Start Data
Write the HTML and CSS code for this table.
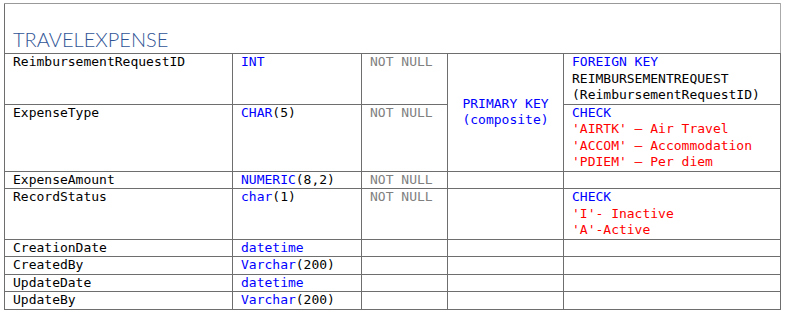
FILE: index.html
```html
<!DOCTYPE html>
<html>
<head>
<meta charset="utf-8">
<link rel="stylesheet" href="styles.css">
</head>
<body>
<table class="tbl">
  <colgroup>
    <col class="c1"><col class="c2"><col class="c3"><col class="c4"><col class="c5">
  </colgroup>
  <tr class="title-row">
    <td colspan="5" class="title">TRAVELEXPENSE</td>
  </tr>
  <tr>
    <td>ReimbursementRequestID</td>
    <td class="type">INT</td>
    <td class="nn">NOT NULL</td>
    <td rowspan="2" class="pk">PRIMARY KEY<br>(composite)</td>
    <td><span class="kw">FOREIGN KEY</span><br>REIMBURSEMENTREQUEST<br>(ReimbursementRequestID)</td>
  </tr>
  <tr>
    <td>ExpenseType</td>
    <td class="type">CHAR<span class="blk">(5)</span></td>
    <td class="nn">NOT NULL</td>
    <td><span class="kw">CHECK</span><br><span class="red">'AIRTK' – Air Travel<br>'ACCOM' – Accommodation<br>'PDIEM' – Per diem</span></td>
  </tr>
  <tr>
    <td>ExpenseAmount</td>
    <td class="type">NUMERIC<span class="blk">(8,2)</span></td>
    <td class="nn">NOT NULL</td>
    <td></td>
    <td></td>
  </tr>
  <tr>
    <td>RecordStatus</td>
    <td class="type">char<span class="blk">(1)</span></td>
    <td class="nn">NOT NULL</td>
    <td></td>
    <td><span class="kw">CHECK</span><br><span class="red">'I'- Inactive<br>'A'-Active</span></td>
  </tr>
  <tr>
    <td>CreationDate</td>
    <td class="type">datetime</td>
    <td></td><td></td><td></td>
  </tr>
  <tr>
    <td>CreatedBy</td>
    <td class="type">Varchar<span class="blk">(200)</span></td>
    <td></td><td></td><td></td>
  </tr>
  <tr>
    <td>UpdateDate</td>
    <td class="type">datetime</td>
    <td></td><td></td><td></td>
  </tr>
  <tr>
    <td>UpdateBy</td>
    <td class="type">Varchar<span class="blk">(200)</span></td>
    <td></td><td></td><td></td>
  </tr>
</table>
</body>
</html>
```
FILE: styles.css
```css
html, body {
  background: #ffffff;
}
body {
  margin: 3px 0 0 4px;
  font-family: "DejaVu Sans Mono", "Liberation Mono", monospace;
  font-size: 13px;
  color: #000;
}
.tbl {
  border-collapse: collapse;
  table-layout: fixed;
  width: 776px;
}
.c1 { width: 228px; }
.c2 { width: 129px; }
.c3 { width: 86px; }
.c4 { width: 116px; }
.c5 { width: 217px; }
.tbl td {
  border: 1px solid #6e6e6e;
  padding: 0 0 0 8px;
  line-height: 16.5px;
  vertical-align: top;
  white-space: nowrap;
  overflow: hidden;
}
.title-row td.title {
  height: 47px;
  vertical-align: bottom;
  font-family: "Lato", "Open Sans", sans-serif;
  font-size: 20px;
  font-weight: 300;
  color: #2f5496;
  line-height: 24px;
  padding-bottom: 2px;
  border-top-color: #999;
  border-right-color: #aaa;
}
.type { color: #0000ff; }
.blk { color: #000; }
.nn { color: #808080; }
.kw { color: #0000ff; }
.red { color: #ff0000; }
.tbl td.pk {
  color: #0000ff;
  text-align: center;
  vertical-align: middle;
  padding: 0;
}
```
End Data
_Written instruction_.
Search the data for "table" and list every line in which it occurs.

_The answer_.
Write the HTML and CSS code for this table.
<table class="tbl">
</table>
  table-layout: fixed;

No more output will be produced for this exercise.